SOURCE DATA:
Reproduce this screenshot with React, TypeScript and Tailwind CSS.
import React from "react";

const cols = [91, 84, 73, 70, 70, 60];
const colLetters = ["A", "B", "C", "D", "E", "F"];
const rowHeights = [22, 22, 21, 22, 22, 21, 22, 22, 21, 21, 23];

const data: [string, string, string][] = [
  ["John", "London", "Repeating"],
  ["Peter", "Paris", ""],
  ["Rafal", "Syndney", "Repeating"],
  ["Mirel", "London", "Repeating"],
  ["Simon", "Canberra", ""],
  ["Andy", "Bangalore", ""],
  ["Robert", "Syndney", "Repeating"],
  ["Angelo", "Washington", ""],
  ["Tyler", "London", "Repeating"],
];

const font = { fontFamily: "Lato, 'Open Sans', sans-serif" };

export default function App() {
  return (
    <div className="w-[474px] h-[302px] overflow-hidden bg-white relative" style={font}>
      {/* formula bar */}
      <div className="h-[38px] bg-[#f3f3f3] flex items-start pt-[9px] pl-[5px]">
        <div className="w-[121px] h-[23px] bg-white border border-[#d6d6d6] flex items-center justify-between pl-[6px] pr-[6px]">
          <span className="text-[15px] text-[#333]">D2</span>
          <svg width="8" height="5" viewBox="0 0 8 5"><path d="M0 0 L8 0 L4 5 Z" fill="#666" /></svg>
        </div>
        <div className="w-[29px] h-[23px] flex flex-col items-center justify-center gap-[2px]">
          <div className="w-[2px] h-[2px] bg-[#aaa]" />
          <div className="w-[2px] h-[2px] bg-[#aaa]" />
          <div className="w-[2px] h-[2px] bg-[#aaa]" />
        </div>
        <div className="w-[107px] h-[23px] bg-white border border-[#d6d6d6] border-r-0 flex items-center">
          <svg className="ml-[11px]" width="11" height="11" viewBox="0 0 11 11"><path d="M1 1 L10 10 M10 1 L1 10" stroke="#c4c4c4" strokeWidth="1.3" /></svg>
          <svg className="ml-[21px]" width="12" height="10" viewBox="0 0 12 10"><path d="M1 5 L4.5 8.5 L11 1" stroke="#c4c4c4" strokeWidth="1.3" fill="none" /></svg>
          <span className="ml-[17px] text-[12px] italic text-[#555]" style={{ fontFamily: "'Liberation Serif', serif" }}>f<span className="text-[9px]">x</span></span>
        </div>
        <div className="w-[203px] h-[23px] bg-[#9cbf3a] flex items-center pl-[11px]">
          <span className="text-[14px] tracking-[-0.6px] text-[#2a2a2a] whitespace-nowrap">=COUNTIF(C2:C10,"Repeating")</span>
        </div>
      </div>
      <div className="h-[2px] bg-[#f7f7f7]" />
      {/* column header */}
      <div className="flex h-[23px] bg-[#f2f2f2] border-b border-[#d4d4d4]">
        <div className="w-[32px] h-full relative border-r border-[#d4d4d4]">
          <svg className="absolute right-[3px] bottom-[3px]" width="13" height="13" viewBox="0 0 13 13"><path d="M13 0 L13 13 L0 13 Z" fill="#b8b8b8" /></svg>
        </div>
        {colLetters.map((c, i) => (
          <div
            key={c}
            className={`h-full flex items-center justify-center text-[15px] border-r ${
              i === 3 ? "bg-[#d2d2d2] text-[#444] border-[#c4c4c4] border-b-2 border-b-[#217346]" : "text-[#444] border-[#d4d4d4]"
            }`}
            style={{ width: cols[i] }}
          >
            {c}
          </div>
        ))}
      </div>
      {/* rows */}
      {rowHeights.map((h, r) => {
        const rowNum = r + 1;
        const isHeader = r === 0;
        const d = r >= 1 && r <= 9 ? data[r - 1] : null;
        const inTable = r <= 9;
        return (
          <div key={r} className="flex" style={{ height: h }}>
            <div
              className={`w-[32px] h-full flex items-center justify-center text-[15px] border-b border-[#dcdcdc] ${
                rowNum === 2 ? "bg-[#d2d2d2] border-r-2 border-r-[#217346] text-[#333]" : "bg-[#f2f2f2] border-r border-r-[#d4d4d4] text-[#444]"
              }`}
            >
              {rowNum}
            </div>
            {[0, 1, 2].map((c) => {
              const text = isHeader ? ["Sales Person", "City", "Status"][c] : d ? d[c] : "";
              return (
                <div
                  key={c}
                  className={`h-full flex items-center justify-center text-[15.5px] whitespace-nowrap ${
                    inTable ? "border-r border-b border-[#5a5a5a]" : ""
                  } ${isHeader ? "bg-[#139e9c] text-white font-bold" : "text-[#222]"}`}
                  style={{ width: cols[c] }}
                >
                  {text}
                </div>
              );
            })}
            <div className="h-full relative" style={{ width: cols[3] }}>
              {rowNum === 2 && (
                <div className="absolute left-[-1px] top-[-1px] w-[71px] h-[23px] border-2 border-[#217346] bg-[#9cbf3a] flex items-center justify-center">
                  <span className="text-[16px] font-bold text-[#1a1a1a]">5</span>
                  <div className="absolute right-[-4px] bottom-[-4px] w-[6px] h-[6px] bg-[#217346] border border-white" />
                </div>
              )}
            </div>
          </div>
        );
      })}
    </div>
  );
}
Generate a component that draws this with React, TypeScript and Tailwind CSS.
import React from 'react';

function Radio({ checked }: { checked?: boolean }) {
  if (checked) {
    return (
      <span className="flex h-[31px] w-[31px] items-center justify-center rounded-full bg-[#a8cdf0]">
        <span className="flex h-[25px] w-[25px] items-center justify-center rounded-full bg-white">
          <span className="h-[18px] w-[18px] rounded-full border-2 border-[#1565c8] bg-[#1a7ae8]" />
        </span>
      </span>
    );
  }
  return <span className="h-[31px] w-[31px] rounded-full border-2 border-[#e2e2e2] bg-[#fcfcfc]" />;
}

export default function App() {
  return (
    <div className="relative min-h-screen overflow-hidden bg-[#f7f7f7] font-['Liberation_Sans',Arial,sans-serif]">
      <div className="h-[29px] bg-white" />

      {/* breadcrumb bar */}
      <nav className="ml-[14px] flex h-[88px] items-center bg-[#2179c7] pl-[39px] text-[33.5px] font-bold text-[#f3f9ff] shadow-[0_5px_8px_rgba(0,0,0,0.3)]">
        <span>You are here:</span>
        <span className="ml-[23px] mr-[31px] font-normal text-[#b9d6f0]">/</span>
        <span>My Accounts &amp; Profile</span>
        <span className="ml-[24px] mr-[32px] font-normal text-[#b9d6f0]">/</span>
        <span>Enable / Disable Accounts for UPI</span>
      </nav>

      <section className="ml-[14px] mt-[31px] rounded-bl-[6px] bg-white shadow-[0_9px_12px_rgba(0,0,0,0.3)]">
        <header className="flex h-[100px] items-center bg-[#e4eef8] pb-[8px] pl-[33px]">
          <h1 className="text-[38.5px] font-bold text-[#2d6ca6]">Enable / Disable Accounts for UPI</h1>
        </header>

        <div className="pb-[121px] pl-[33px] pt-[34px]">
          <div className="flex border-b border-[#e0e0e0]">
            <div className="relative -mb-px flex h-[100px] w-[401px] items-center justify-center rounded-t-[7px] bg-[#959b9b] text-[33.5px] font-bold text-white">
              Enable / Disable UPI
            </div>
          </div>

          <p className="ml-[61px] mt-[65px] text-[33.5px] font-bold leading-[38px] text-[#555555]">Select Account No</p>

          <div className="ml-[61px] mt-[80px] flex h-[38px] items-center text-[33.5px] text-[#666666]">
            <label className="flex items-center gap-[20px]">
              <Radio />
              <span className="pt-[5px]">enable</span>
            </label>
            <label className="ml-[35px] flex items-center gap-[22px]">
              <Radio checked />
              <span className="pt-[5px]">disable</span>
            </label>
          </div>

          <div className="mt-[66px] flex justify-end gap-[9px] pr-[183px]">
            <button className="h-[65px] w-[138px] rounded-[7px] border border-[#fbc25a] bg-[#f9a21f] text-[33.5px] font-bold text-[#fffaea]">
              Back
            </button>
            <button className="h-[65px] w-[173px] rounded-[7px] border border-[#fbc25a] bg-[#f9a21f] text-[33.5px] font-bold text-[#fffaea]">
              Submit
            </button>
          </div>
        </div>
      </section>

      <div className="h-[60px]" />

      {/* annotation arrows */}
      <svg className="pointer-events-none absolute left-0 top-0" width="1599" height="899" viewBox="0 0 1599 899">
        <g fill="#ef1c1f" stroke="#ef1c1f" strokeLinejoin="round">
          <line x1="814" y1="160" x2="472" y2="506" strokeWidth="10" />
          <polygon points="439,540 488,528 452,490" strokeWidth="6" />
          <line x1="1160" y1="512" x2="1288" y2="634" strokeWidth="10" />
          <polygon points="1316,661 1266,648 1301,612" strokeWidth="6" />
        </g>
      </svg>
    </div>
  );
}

EXERCISE DETAILS: Each line above that includes "this" should be shown.

OUTPUT OF THE EXERCISE:
Reproduce this screenshot with React, TypeScript and Tailwind CSS.
Generate a component that draws this with React, TypeScript and Tailwind CSS.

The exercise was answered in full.